Lower Spend, Slower Growth and Higher Concentration: How Tariffs Are Impacting the Global Ad Market

Dan Meier 12 June, 2025 

As the US and China emerge from their latest round of trade talks, the impact of Donald Trump’s tariff policies continue to bite for the global advertising industry. This morning, marketing data business WARC cut its full-year ad forecast to 6.2 percent, with global ad spend now projected to reach $1.16 trillion in 2025. The update follows WARC’s previous downgrade back in March, when the firm slashed $20 billion from the full-year forecast.

“The latest downgrade is attributable to a reticence to commit ad budgets across key markets in the second quarter,” said James McDonald, Director of Data, Intelligence & Forecasting at WARC. “This cooling is underpinned by tariff trepidations and ebbing business and consumer confidence, prompting advertisers to front-load budgets and reallocate spend geographically.”

Automotive advertisers put the brakes on brand spending

In terms of where the policies will hit advertising, the automotive sector is predicted to be most prone to pullbacks amid disruption to manufacturing. As a result, automotive ad spend is set to fall by 4 percent this year, as car brands pull back on brand-building activity, rerouting their spend to less intensive performance advertising.
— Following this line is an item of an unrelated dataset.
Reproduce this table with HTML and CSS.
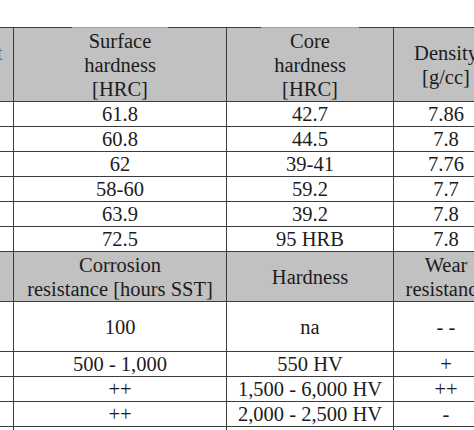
FILE: index.html
```html
<!DOCTYPE html>
<html lang="en">
<head>
<meta charset="utf-8">
<title>Coating properties</title>
<link rel="stylesheet" href="styles.css">
</head>
<body>
<div class="sheet">
  <div class="cell hd first">Treatment<br>method</div>
  <div class="cell hd">Surface<br>hardness<br>[HRC]</div>
  <div class="cell hd">Core<br>hardness<br>[HRC]</div>
  <div class="cell hd">Density<br>[g/cc]</div>

  <div class="cell"></div><div class="cell">61.8</div><div class="cell">42.7</div><div class="cell">7.86</div>
  <div class="cell"></div><div class="cell">60.8</div><div class="cell">44.5</div><div class="cell">7.8</div>
  <div class="cell"></div><div class="cell">62</div><div class="cell">39-41</div><div class="cell">7.76</div>
  <div class="cell"></div><div class="cell">58-60</div><div class="cell">59.2</div><div class="cell">7.7</div>
  <div class="cell"></div><div class="cell">63.9</div><div class="cell">39.2</div><div class="cell">7.8</div>
  <div class="cell"></div><div class="cell">72.5</div><div class="cell">95 HRB</div><div class="cell">7.8</div>

  <div class="cell hd"></div>
  <div class="cell hd">Corrosion<br>resistance [hours SST]</div>
  <div class="cell hd">Hardness</div>
  <div class="cell hd">Wear<br>resistance</div>

  <div class="cell"></div><div class="cell">100</div><div class="cell">na</div><div class="cell">- -</div>
  <div class="cell"></div><div class="cell">500 - 1,000</div><div class="cell">550 HV</div><div class="cell">+</div>
  <div class="cell"></div><div class="cell">++</div><div class="cell">1,500 - 6,000 HV</div><div class="cell">++</div>
  <div class="cell"></div><div class="cell">++</div><div class="cell">2,000 - 2,500 HV</div><div class="cell">-</div>
  <div class="cell"></div><div class="cell"></div><div class="cell"></div><div class="cell"></div>
</div>
</body>
</html>
```
FILE: styles.css
```css
html, body {
  margin: 0;
  padding: 0;
  overflow: hidden;
  background: #ffffff;
}

.sheet {
  display: grid;
  grid-template-columns: 99px 212px 166px 104px;
  grid-template-rows: 73px repeat(6, 24px) 49px 49px repeat(4, 24px);
  gap: 1px;
  padding: 1px;
  width: max-content;
  margin: 27px 0 0 -87px;
  background:
    linear-gradient(to right,
      #3c3c3c 159px, #a2a2a2 159px, #a2a2a2 255px, #3c3c3c 255px,
      #3c3c3c 348px, #a2a2a2 348px, #a2a2a2 446px, #3c3c3c 446px)
    top left / 100% 1px no-repeat,
    #3c3c3c;
  font-family: "Liberation Serif", "Times New Roman", serif;
  font-size: 20.5px;
  color: #1c1c1c;
}

.cell {
  display: flex;
  align-items: center;
  justify-content: center;
  text-align: center;
  line-height: 24px;
  background: #ffffff;
  white-space: nowrap;
}

.hd {
  background: #c1c1c1;
}

.first {
  padding-right: 5px;
  color: #6a6a6a;
}
```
The shift is significant as 22.9 percent of the sector’s ad investment went to premium video in 2024, but this year automotive spend on social is set to surpass linear TV for the first time.

Spending from the retail sector is also set to fall by 6.1 percent due to mounting pressures on global supply chains – particularly among US retailers that are heavily reliant on Chinese imports, such as Amazon and Walmart. Chinese retailers on the other hand, such as Temu and Shein, have already reallocated ad spend to other markets (mainly Canada, Australia and Europe) in response to US tariffs.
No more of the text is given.